• **Written instruction**: Extract each line of the records below that contains the word "this".

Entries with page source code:
============================================================
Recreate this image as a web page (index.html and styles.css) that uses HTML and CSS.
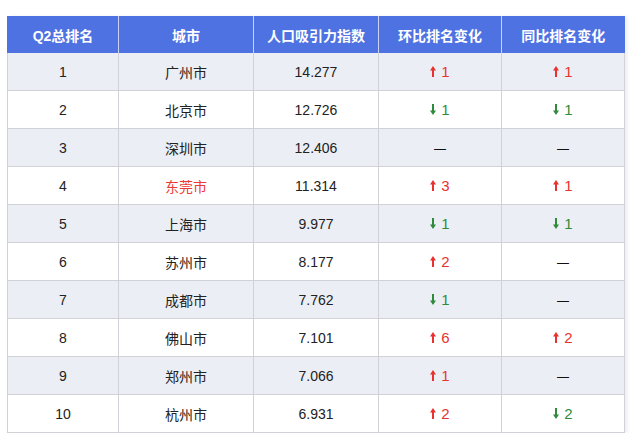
FILE: index.html
```html
<!DOCTYPE html>
<html>
<head>
<meta charset="utf-8">
<link rel="stylesheet" href="styles.css">
</head>
<body>
<div class="wrap">
<table class="rank">
  <colgroup>
    <col class="c1"><col class="c2"><col class="c3"><col class="c4"><col class="c5">
  </colgroup>
  <thead>
    <tr><th>Q2总排名</th><th>城市</th><th>人口吸引力指数</th><th>环比排名变化</th><th>同比排名变化</th></tr>
  </thead>
  <tbody>
    <tr><td>1</td><td>广州市</td><td>14.277</td>
      <td><span class="chg up"><svg class="arr" viewBox="0 0 6 11"><path d="M3 0 L6 4.5 L4 4.5 L4 11 L2 11 L2 4.5 L0 4.5 Z"/></svg>1</span></td>
      <td><span class="chg up"><svg class="arr" viewBox="0 0 6 11"><path d="M3 0 L6 4.5 L4 4.5 L4 11 L2 11 L2 4.5 L0 4.5 Z"/></svg>1</span></td></tr>
    <tr><td>2</td><td>北京市</td><td>12.726</td>
      <td><span class="chg down"><svg class="arr" viewBox="0 0 6 11"><path d="M3 11 L6 6.5 L4 6.5 L4 0 L2 0 L2 6.5 L0 6.5 Z"/></svg>1</span></td>
      <td><span class="chg down"><svg class="arr" viewBox="0 0 6 11"><path d="M3 11 L6 6.5 L4 6.5 L4 0 L2 0 L2 6.5 L0 6.5 Z"/></svg>1</span></td></tr>
    <tr><td>3</td><td>深圳市</td><td>12.406</td><td><span class="flat">—</span></td><td><span class="flat">—</span></td></tr>
    <tr><td>4</td><td class="hl">东莞市</td><td>11.314</td>
      <td><span class="chg up"><svg class="arr" viewBox="0 0 6 11"><path d="M3 0 L6 4.5 L4 4.5 L4 11 L2 11 L2 4.5 L0 4.5 Z"/></svg>3</span></td>
      <td><span class="chg up"><svg class="arr" viewBox="0 0 6 11"><path d="M3 0 L6 4.5 L4 4.5 L4 11 L2 11 L2 4.5 L0 4.5 Z"/></svg>1</span></td></tr>
    <tr><td>5</td><td>上海市</td><td>9.977</td>
      <td><span class="chg down"><svg class="arr" viewBox="0 0 6 11"><path d="M3 11 L6 6.5 L4 6.5 L4 0 L2 0 L2 6.5 L0 6.5 Z"/></svg>1</span></td>
      <td><span class="chg down"><svg class="arr" viewBox="0 0 6 11"><path d="M3 11 L6 6.5 L4 6.5 L4 0 L2 0 L2 6.5 L0 6.5 Z"/></svg>1</span></td></tr>
    <tr><td>6</td><td>苏州市</td><td>8.177</td>
      <td><span class="chg up"><svg class="arr" viewBox="0 0 6 11"><path d="M3 0 L6 4.5 L4 4.5 L4 11 L2 11 L2 4.5 L0 4.5 Z"/></svg>2</span></td>
      <td><span class="flat">—</span></td></tr>
    <tr><td>7</td><td>成都市</td><td>7.762</td>
      <td><span class="chg down"><svg class="arr" viewBox="0 0 6 11"><path d="M3 11 L6 6.5 L4 6.5 L4 0 L2 0 L2 6.5 L0 6.5 Z"/></svg>1</span></td>
      <td><span class="flat">—</span></td></tr>
    <tr><td>8</td><td>佛山市</td><td>7.101</td>
      <td><span class="chg up"><svg class="arr" viewBox="0 0 6 11"><path d="M3 0 L6 4.5 L4 4.5 L4 11 L2 11 L2 4.5 L0 4.5 Z"/></svg>6</span></td>
      <td><span class="chg up"><svg class="arr" viewBox="0 0 6 11"><path d="M3 0 L6 4.5 L4 4.5 L4 11 L2 11 L2 4.5 L0 4.5 Z"/></svg>2</span></td></tr>
    <tr><td>9</td><td>郑州市</td><td>7.066</td>
      <td><span class="chg up"><svg class="arr" viewBox="0 0 6 11"><path d="M3 0 L6 4.5 L4 4.5 L4 11 L2 11 L2 4.5 L0 4.5 Z"/></svg>1</span></td>
      <td><span class="flat">—</span></td></tr>
    <tr><td>10</td><td>杭州市</td><td>6.931</td>
      <td><span class="chg up"><svg class="arr" viewBox="0 0 6 11"><path d="M3 0 L6 4.5 L4 4.5 L4 11 L2 11 L2 4.5 L0 4.5 Z"/></svg>2</span></td>
      <td><span class="chg down"><svg class="arr" viewBox="0 0 6 11"><path d="M3 11 L6 6.5 L4 6.5 L4 0 L2 0 L2 6.5 L0 6.5 Z"/></svg>2</span></td></tr>
  </tbody>
</table>
</div>
</body>
</html>
```
FILE: styles.css
```css
html, body {
  margin: 0;
  padding: 0;
  background: #ffffff;
}
body {
  font-family: "Liberation Sans", "Noto Sans CJK SC", sans-serif;
  color: #222;
}
.wrap {
  padding: 16px 0 0 7px;
}
.rank {
  border-collapse: collapse;
  table-layout: fixed;
  width: 617px;
  box-shadow: 3px 0 3px rgba(0,0,0,0.06);
}
.c1 { width: 111px; }
.c2 { width: 135px; }
.c3 { width: 125px; }
.c4 { width: 123px; }
.c5 { width: 123px; }
.rank th {
  background: #4e72e2;
  color: #ffffff;
  font-weight: bold;
  font-size: 14px;
  height: 37px;
  padding: 0;
  border-left: 1px solid #c9d4f6;
  text-align: center;
}
.rank th:first-child { border-left: 1px solid #4e72e2; }
.rank td {
  height: 37px;
  padding: 0;
  text-align: center;
  font-size: 14px;
  border: 1px solid #d0d2d8;
  border-top: none;
}
.rank tbody tr:nth-child(odd) td { background: #eceef5; }
.rank tbody tr:nth-child(even) td { background: #ffffff; }
.hl { color: #ec3a34; }
.chg {
  display: inline-flex;
  align-items: center;
  gap: 5px;
  font-size: 15px;
}
.arr {
  width: 6px;
  height: 11px;
  fill: currentColor;
}
.up { color: #e8322f; }
.down { color: #2f8a3c; }
.flat {
  color: #111;
  font-size: 12px;
}
```
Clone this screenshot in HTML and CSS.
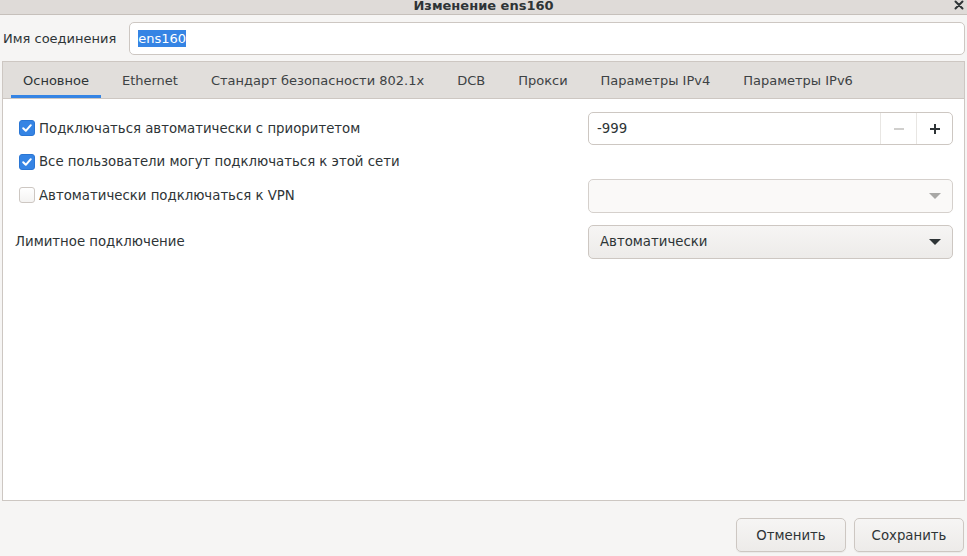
FILE: index.html
```html
<!DOCTYPE html>
<html lang="ru">
<head>
  <meta charset="UTF-8">
  <title>Изменение ens160</title>
<link rel="stylesheet" href="styles.css">
</head>
<body>
    <div class="dialog">
        <div class="titlebar">
            <span class="title">Изменение ens160</span>
            <span class="close">
                <svg width="10" height="10" viewBox="0 0 10 10"><path d="M1.5 1.5 L8.5 8.5 M8.5 1.5 L1.5 8.5" stroke="#2e3436" stroke-width="2" stroke-linecap="round"/></svg>
            </span>
        </div>

        <div class="name-row">
            <label class="name-label">Имя соединения</label>
            <div class="entry name-entry"><span class="selected">ens160</span></div>
        </div>

        <div class="notebook">
            <div class="tabs">
                <div class="tab active">Основное</div>
                <div class="tab">Ethernet</div>
                <div class="tab">Стандарт безопасности 802.1x</div>
                <div class="tab">DCB</div>
                <div class="tab">Прокси</div>
                <div class="tab">Параметры IPv4</div>
                <div class="tab">Параметры IPv6</div>
            </div>
            <div class="page">
                <div class="form-grid">
                    <label class="check-row">
                        <span class="checkbox checked">
                            <svg width="12" height="12" viewBox="0 0 12 12"><path d="M2.2 6.2 L4.8 8.8 L9.8 3.2" fill="none" stroke="#fff" stroke-width="2" stroke-linecap="round" stroke-linejoin="round"/></svg>
                        </span>
                        Подключаться автоматически с приоритетом
                    </label>
                    <div class="spin">
                        <span class="spin-value">-999</span>
                        <span class="spin-btn dim">
                            <svg width="12" height="12" viewBox="0 0 12 12"><path d="M1 6 H11" stroke="#c0bfbc" stroke-width="1.5"/></svg>
                        </span>
                        <span class="spin-btn">
                            <svg width="12" height="12" viewBox="0 0 12 12"><path d="M1 6 H11 M6 1 V11" stroke="#2e3436" stroke-width="2"/></svg>
                        </span>
                    </div>

                    <label class="check-row short">
                        <span class="checkbox checked">
                            <svg width="12" height="12" viewBox="0 0 12 12"><path d="M2.2 6.2 L4.8 8.8 L9.8 3.2" fill="none" stroke="#fff" stroke-width="2" stroke-linecap="round" stroke-linejoin="round"/></svg>
                        </span>
                        Все пользователи могут подключаться к этой сети
                    </label>
                    <div></div>

                    <label class="check-row">
                        <span class="checkbox"></span>
                        Автоматически подключаться к VPN
                    </label>
                    <div class="combo disabled">
                        <span></span>
                        <svg width="12" height="8" viewBox="0 0 12 8"><path d="M0 1 H12 L6 7 Z" fill="#a8a8a6"/></svg>
                    </div>

                    <div class="plain-label">Лимитное подключение</div>
                    <div class="combo">
                        <span>Автоматически</span>
                        <svg width="12" height="8" viewBox="0 0 12 8"><path d="M0 1 H12 L6 7 Z" fill="#2e3436"/></svg>
                    </div>
                </div>
            </div>
        </div>

        <div class="actions">
            <button class="btn">Отменить</button>
            <button class="btn">Сохранить</button>
        </div>
    </div>
</body>
</html>
```

FILE: styles.css
```css
body {
    margin: 0;
    font-family: "DejaVu Sans", "Noto Sans", sans-serif;
    font-size: 13.3px;
    color: #2e3436;
    background-color: #f6f5f4;
}
.dialog {
    width: 967px;
    height: 556px;
    display: flex;
    flex-direction: column;
    overflow: hidden;
}
.titlebar {
    height: 14px;
    background-color: #dfdbd8;
    border-bottom: 1px solid #c6c0bb;
    display: flex;
    align-items: center;
    justify-content: center;
    position: relative;
}
.title {
    font-weight: bold;
    font-size: 13px;
    line-height: 14px;
    margin-top: -3px;
}
.close {
    position: absolute;
    right: 3px;
    top: 0;
    display: flex;
}
.name-row {
    display: flex;
    align-items: center;
    margin: 7px 2px 0 3px;
    font-size: 13px;
}
.name-label {
    margin-right: 13px;
}
.entry {
    background-color: #fff;
    border: 1px solid #cdc7c2;
    border-radius: 5px;
    box-sizing: border-box;
}
.name-entry {
    flex: 1;
    height: 33px;
    display: flex;
    align-items: center;
    padding-left: 8px;
}
.selected {
    background-color: #3584e4;
    color: #fff;
    line-height: 17px;
}
.notebook {
    margin: 6px 2px 0 2px;
    border: 1px solid #cdc7c2;
    flex: 1;
    display: flex;
    flex-direction: column;
    background-color: #fff;
}
.tabs {
    height: 36px;
    background-color: #e1dedb;
    border-bottom: 1px solid #cdc7c2;
    display: flex;
    padding-left: 8px;
    gap: 9px;
    font-size: 13px;
}
.tab {
    padding: 0 12px;
    display: flex;
    align-items: center;
    color: #3d4244;
    box-sizing: border-box;
    border-bottom: 3px solid transparent;
    padding-top: 3px;
}
.tab.active {
    color: #2e3436;
    border-bottom-color: #3584e4;
}
.page {
    flex: 1;
    padding: 13px 11px 0 12px;
}
.form-grid {
    display: grid;
    grid-template-columns: 1fr 365px;
    grid-template-rows: 33px 22px 33px 33px;
    row-gap: 6px;
    align-items: center;
}
.check-row {
    display: flex;
    align-items: center;
    gap: 4px;
    margin-left: 4px;
    margin-top: -1px;
}
.checkbox {
    width: 16px;
    height: 16px;
    box-sizing: border-box;
    border: 1px solid #cdc7c2;
    border-radius: 3px;
    background: linear-gradient(#fff, #f4f3f2);
    display: flex;
    align-items: center;
    justify-content: center;
}
.checkbox.checked {
    background: #3584e4;
    border-color: #2a76d4;
}
.plain-label {
    margin-top: 13px;
}
.spin {
    height: 33px;
    box-sizing: border-box;
    background-color: #fff;
    border: 1px solid #cdc7c2;
    border-radius: 5px;
    display: flex;
    align-items: center;
}
.spin-value {
    flex: 1;
    padding-left: 8px;
}
.spin-btn {
    width: 35px;
    height: 100%;
    border-left: 1px solid #e8e6e3;
    display: flex;
    align-items: center;
    justify-content: center;
}
.combo {
    height: 34px;
    box-sizing: border-box;
    border: 1px solid #cdc7c2;
    border-radius: 5px;
    background: linear-gradient(#f6f5f4, #edebe9);
    display: flex;
    align-items: center;
    justify-content: space-between;
    padding: 0 11px 0 11px;
}
.combo.disabled {
    background: #faf9f8;
    border-color: #d5d0cc;
}
.combo:not(.disabled) {
    margin-top: 14px;
}
.actions {
    display: flex;
    justify-content: flex-end;
    gap: 8px;
    margin: 17px 3px 4px 0;
}
.btn {
    width: 110px;
    height: 34px;
    font-family: "DejaVu Sans", "Noto Sans", sans-serif;
    font-size: 13.3px;
    color: #2e3436;
    border: 1px solid #cdc7c2;
    border-radius: 5px;
    background: linear-gradient(#f6f5f4, #edebe9);
    box-shadow: 0 1px 1px rgba(0, 0, 0, 0.05);
}
```
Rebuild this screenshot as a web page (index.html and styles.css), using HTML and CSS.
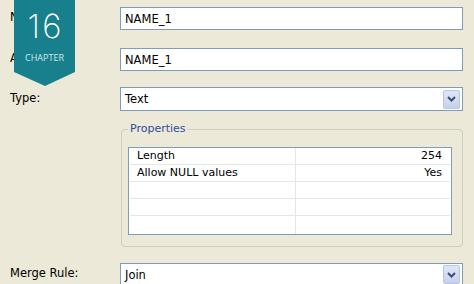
============================================================
• **Exercise result**:
Recreate this image as a web page (index.html and styles.css) that uses HTML and CSS.
Clone this screenshot in HTML and CSS.
Rebuild this screenshot as a web page (index.html and styles.css), using HTML and CSS.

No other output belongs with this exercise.